BAB 12 UZLAH (MENYEPI) AKAN MEMBAWA
KE MEDAN TAFAKKUR
“Tiada suatu yang bermanfaat bagi hati (jiwa) sebagaiman ‘uzlah,
yang akan memasukkan pada medan berfikir”.
‘Uzlah yaitu
menyendiri dari pergaulan mastyarakat. Tafakkur yaitu memikirkan segala ciptaan
Allah yang sangat mengagumkan, memikirkan bagaimana keadaan alam baezah dan
alam akhirat, dalam tubuh ada akal, dalam ruh ada khaathir (keinginan). Bagaimana dan kapan kita
menghadapi malaikat ‘Izrail, bagaimana keadaan orang yang mati di alam barzah
bagaimana keadaan dunia ini yang begitu cepat berubah dan seterusnya.

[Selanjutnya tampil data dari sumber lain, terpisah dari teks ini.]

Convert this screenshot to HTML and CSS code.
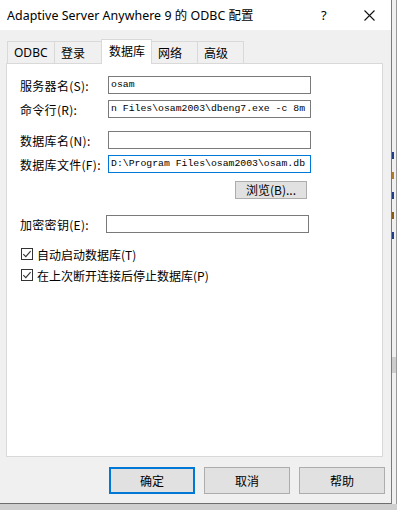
FILE: index.html
```html
<!DOCTYPE html>
<html>
<head>
    <title>Adaptive Server Anywhere 9 的 ODBC 配置</title>
    <link rel="stylesheet" href="styles.css">
</head>
<body>
    <div class="screen">
        <div class="dialog">
            <!-- barra de título -->
            <div class="titlebar">
                <span class="title">Adaptive Server Anywhere 9 的 ODBC 配置</span>
                <span class="help">?</span>
                <span class="close">
                    <svg width="11" height="11" viewBox="0 0 11 11"><path d="M0.5 0.5 L10.5 10.5 M10.5 0.5 L0.5 10.5" stroke="#111" stroke-width="1.1" fill="none"/></svg>
                </span>
            </div>

            <!-- abas -->
            <div class="tabs">
                <div class="tab tab-odbc">ODBC</div>
                <div class="tab tab-login">登录</div>
                <div class="tab tab-active">数据库</div>
                <div class="tab">网络</div>
                <div class="tab">高级</div>
            </div>

            <div class="panel">
                <div class="row row-first">
                    <label class="lbl">服务器名(S):</label>
                    <div class="field">osam</div>
                </div>
                <div class="row row-near">
                    <label class="lbl">命令行(R):</label>
                    <div class="field">n Files\osam2003\dbeng7.exe -c 8m</div>
                </div>
                <div class="row row-far">
                    <label class="lbl">数据库名(N):</label>
                    <div class="field"></div>
                </div>
                <div class="row row-near">
                    <label class="lbl">数据库文件(F):</label>
                    <div class="field field-focus">D:\Program Files\osam2003\osam.db</div>
                </div>
                <div class="row row-browse">
                    <button class="btn-browse">浏览(B)...</button>
                </div>
                <div class="row row-key">
                    <label class="lbl lbl-key">加密密钥(E):</label>
                    <div class="field"></div>
                </div>
                <div class="check check-first">
                    <svg width="12" height="12" viewBox="0 0 12 12"><rect x="0.5" y="0.5" width="11" height="11" fill="#fff" stroke="#333"/><path d="M2.3 6.2 L4.8 8.7 L9.6 3.2" stroke="#333" stroke-width="1.1" fill="none"/></svg>
                    <span>自动启动数据库(T)</span>
                </div>
                <div class="check">
                    <svg width="12" height="12" viewBox="0 0 12 12"><rect x="0.5" y="0.5" width="11" height="11" fill="#fff" stroke="#333"/><path d="M2.3 6.2 L4.8 8.7 L9.6 3.2" stroke="#333" stroke-width="1.1" fill="none"/></svg>
                    <span>在上次断开连接后停止数据库(P)</span>
                </div>
            </div>

            <div class="buttons">
                <button class="btn btn-default">确定</button>
                <button class="btn">取消</button>
                <button class="btn">帮助</button>
            </div>
        </div>

        <!-- janela de trás -->
        <div class="behind">
            <div class="bits">
                <span class="bit b1"></span>
                <span class="bit b2"></span>
                <span class="bit b3"></span>
                <span class="bit b4"></span>
                <span class="bit b5"></span>
            </div>
            <div class="scroll"></div>
        </div>
    </div>
</body>
</html>
```

FILE: styles.css
```css
body {
    margin: 0;
    padding: 0;
    background-color: #cfcfcf;
    font-family: "Noto Sans CJK SC", "Noto Sans", sans-serif;
    font-size: 12px;
    color: #000;
}

.screen {
    display: flex;
    width: 397px;
    height: 510px;
    overflow: hidden;
}

.dialog {
    width: 392px;
    height: 504px;
    flex: none;
    background-color: #f0f0f0;
    border-right: 1px solid #7a7a7a;
    border-bottom: 1px solid #6e6e6e;
    box-sizing: border-box;
}

.titlebar {
    height: 30px;
    background-color: #fff;
    display: flex;
    align-items: center;
    padding-left: 7px;
}

.title {
    font-family: "Noto Sans", "Noto Sans CJK SC", sans-serif;
    font-size: 12.4px;
    letter-spacing: 0.05px;
    color: #000;
    white-space: nowrap;
}

.help {
    margin-left: auto;
    font-family: "Noto Sans", sans-serif;
    font-size: 13px;
    width: 8px;
}

.close {
    display: flex;
    margin-left: 35px;
    margin-right: 16px;
}

.tabs {
    display: flex;
    align-items: flex-end;
    margin-top: 9px;
    padding-left: 7px;
    height: 24px;
}

.tab {
    height: 22px;
    width: 46px;
    box-sizing: border-box;
    border: 1px solid #d9d9d9;
    border-bottom: none;
    border-left: none;
    background-color: #f0f0f0;
    padding-left: 6px;
    line-height: 21px;
    font-size: 12px;
    white-space: nowrap;
}

.tab-odbc {
    width: 48px;
    border-left: 1px solid #d9d9d9;
    font-family: "Noto Sans", sans-serif;
}

.tab-login {
    width: 47px;
}

.tab-active {
    height: 25px;
    width: 51px;
    background-color: #fff;
    border-left: 1px solid #d9d9d9;
    margin-left: -1px;
    margin-bottom: -1px;
    padding-left: 7px;
    line-height: 22px;
    position: relative;
    z-index: 1;
}

.panel {
    margin-left: 6px;
    width: 377px;
    height: 394px;
    box-sizing: border-box;
    background-color: #fff;
    border: 1px solid #d9d9d9;
    padding: 12px 0 0 13px;
}

.row {
    display: flex;
    align-items: center;
    height: 18px;
}

.row-first {
    margin-top: 0;
}

.row-near {
    margin-top: 6px;
}

.row-far {
    margin-top: 13px;
}

.row-browse {
    margin-top: 8px;
}

.row-key {
    margin-top: 16px;
}

.lbl {
    width: 88px;
    flex: none;
    white-space: nowrap;
    font-size: 12px;
    letter-spacing: 0.3px;
}

.lbl-key {
    width: 86px;
}

.field {
    width: 203px;
    height: 18px;
    box-sizing: border-box;
    border: 1px solid #7a7a7a;
    background-color: #fff;
    padding-left: 2px;
    font-family: "Liberation Mono", monospace;
    font-size: 9.8px;
    line-height: 16px;
    white-space: nowrap;
    overflow: hidden;
}

.field-focus {
    border-color: #0078d7;
}

.btn-browse {
    margin-left: 215px;
    width: 72px;
    height: 18px;
    box-sizing: border-box;
    border: 1px solid #adadad;
    background-color: #e1e1e1;
    font-family: "Noto Sans CJK SC", sans-serif;
    font-size: 12px;
    padding: 0;
    line-height: 14px;
}

.check {
    display: flex;
    align-items: center;
    gap: 4px;
    height: 16px;
    margin-top: 5px;
    padding-left: 1px;
    white-space: nowrap;
}

.check svg {
    flex: none;
}

.check-first {
    margin-top: 13px;
}

.buttons {
    display: flex;
    justify-content: flex-end;
    gap: 9px;
    padding-right: 6px;
    margin-top: 10px;
}

.btn {
    width: 86px;
    height: 27px;
    box-sizing: border-box;
    border: 1px solid #adadad;
    background-color: #e1e1e1;
    font-family: "Noto Sans CJK SC", sans-serif;
    font-size: 12px;
    padding: 0;
    color: #000;
}

.btn-default {
    border: 2px solid #0078d7;
}

.behind {
    flex: 1;
    height: 504px;
    background-color: #f0f0f0;
    border-right: 1px solid #9a9a9a;
    display: flex;
    flex-direction: column;
}

.bits {
    margin-top: 152px;
    display: flex;
    flex-direction: column;
    gap: 13px;
}

.bit {
    display: block;
    width: 2px;
    height: 7px;
    background-color: #1f3c88;
}

.b2 {
    background-color: #b07a2a;
}

.b4 {
    background-color: #8a5a10;
}

.scroll {
    margin-top: 118px;
    height: 16px;
    background-color: #cdcdcd;
}
```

Pada akhirnya, berpikir pada saat ‘uzlah
(menyendiri) tersebut bisa menimbulkan perubahan yang mengarah pada pembersihan hati dari akhlak
yang tercela (jelek) dan menjadi penyakit dalam hati dan kemudian berupaya
untuk menghiasi hati dengan akhlak yang terpuji. Jadi bila dalam ‘uzlah itu
tidak menggunakan pemikiran yang menimbulkan akhlak terpuji, maka ‘uzlah
tersebut tiada gunanya.
Dalam bab ‘uzlah dan mukhalathah (bergaul
dengan masyarakat) ini memerlukan pertimbangan yang luas dan rumit. Sebab, keduanya
itu mengandung faedah yang tidak sedikit
dan juga mengandung penyakit yang tidak sedikit pula.